Task requirements >> Copy everything in the data below exactly except the pictures.

--- Start Data for the task ---

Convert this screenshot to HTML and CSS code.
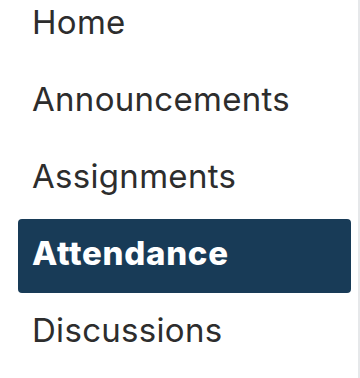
FILE: index.html
```html
<!DOCTYPE html>
<html lang="en">

<head>
  <meta charset="UTF-8">
  <meta name="viewport" content="width=device-width, initial-scale=1.0">
  <title>course nav</title>
  <link rel="stylesheet" href="styles.css">
</head>

<body>
  <nav class="nav">
    <ul class="nav-list">
      <li><a class="nav-link" href="#">Home</a></li>
      <li><a class="nav-link" href="#">Announcements</a></li>
      <li><a class="nav-link" href="#">Assignments</a></li>
      <li><a class="nav-link active" href="#">Attendance</a></li>
      <li><a class="nav-link" href="#">Discussions</a></li>
    </ul>
  </nav>
</body>

</html>
```

FILE: styles.css
```css
body {
  margin: 0;
  background: #fff;
  font-family: Inter, "Liberation Sans", sans-serif;
}

.nav {
  width: 358px;
  height: 378px;
  border-right: 2px solid #e6e8ea;
  overflow: hidden;
}

.nav-list {
  list-style: none;
  margin: -12px 0 0;
  padding: 0 7px 0 18px;
}

.nav-list li {
  margin-bottom: 3px;
}

.nav-link {
  display: block;
  height: 68px;
  line-height: 68px;
  padding: 0 0 6px 14px;
  border-radius: 4px;
  font-size: 33px;
  letter-spacing: 0.3px;
  color: #2d2d2d;
  text-decoration: none;
}

.nav-link.active {
  background: #183b57;
  color: #fff;
  font-weight: 800;
  letter-spacing: 0.7px;
}
```
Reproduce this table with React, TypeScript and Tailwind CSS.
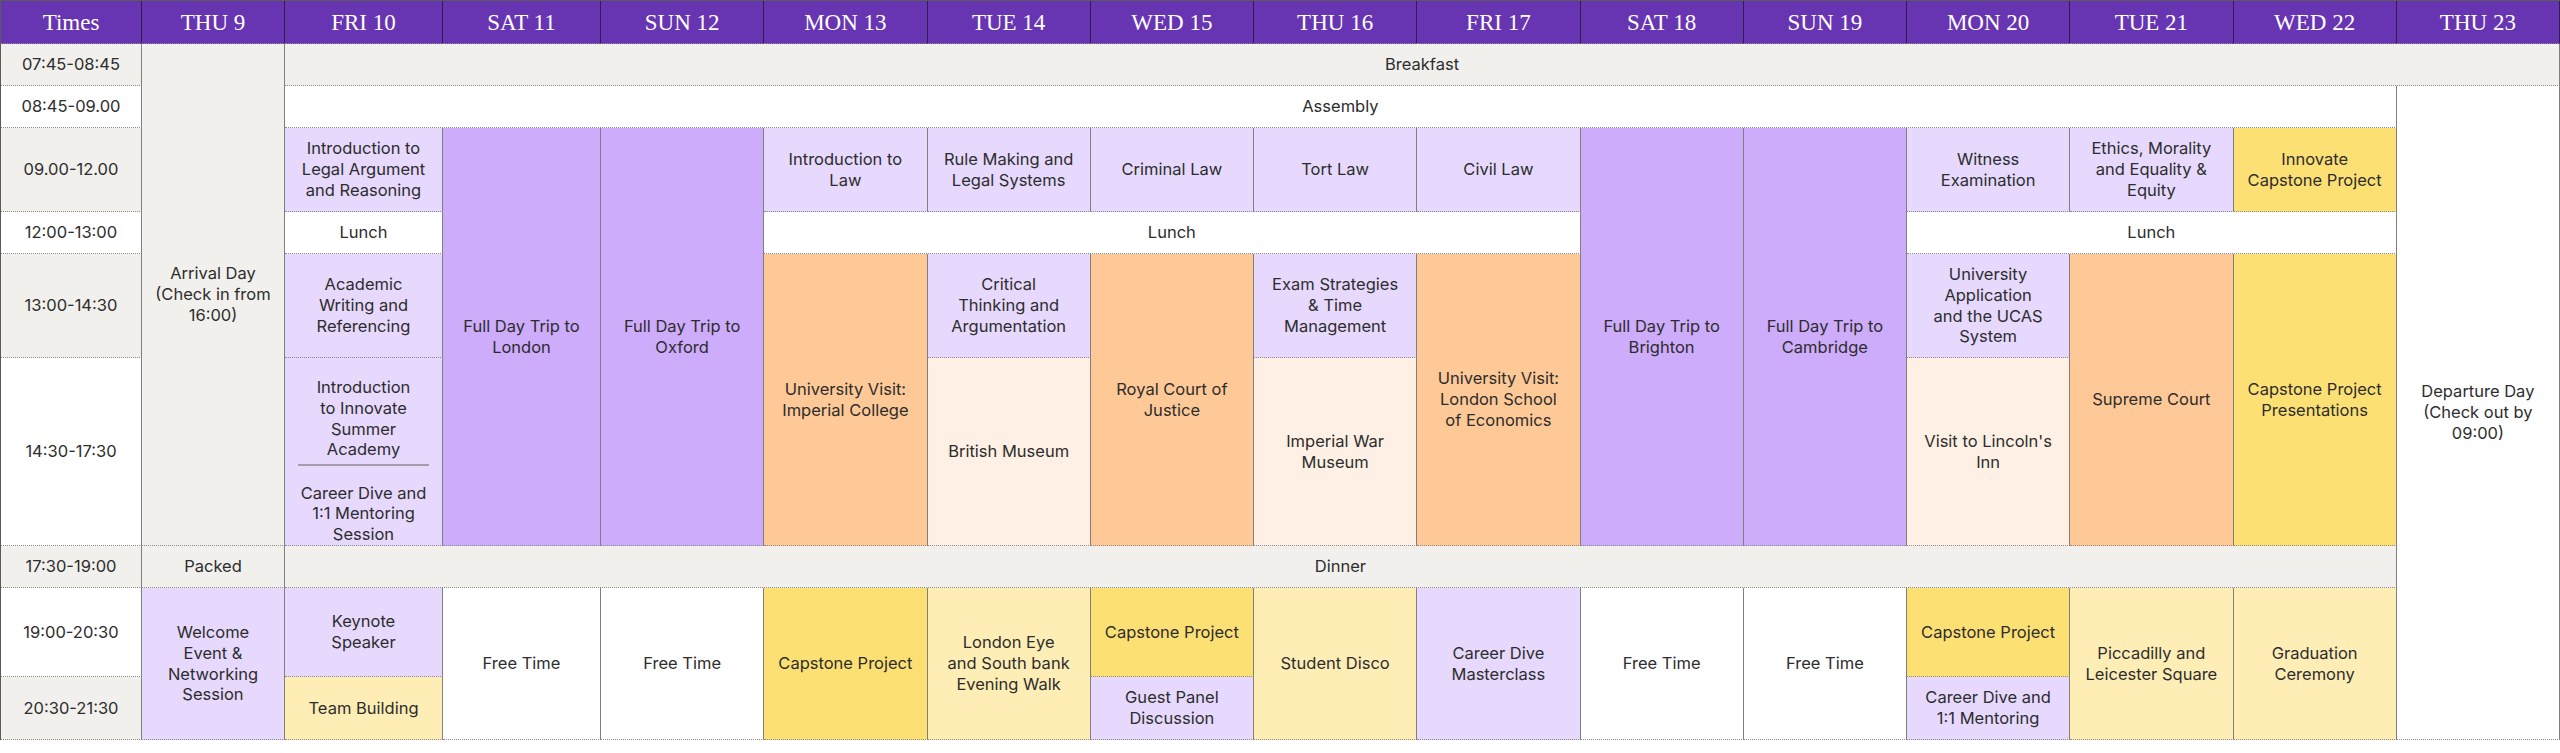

--- End Data for the task ---

Solved exercise >>
Convert this screenshot to HTML and CSS code.
FILE: index.html
```html
<!DOCTYPE html>
<html lang="en">

<head>
  <meta charset="UTF-8">
  <meta name="viewport" content="width=device-width, initial-scale=1.0">
  <title>course nav</title>
  <link rel="stylesheet" href="styles.css">
</head>

<body>
  <nav class="nav">
    <ul class="nav-list">
      <li><a class="nav-link" href="#">Home</a></li>
      <li><a class="nav-link" href="#">Announcements</a></li>
      <li><a class="nav-link" href="#">Assignments</a></li>
      <li><a class="nav-link active" href="#">Attendance</a></li>
      <li><a class="nav-link" href="#">Discussions</a></li>
    </ul>
  </nav>
</body>

</html>
```

FILE: styles.css
```css
body {
  margin: 0;
  background: #fff;
  font-family: Inter, "Liberation Sans", sans-serif;
}

.nav {
  width: 358px;
  height: 378px;
  border-right: 2px solid #e6e8ea;
  overflow: hidden;
}

.nav-list {
  list-style: none;
  margin: -12px 0 0;
  padding: 0 7px 0 18px;
}

.nav-list li {
  margin-bottom: 3px;
}

.nav-link {
  display: block;
  height: 68px;
  line-height: 68px;
  padding: 0 0 6px 14px;
  border-radius: 4px;
  font-size: 33px;
  letter-spacing: 0.3px;
  color: #2d2d2d;
  text-decoration: none;
}

.nav-link.active {
  background: #183b57;
  color: #fff;
  font-weight: 800;
  letter-spacing: 0.7px;
}
```
Reproduce this table with React, TypeScript and Tailwind CSS.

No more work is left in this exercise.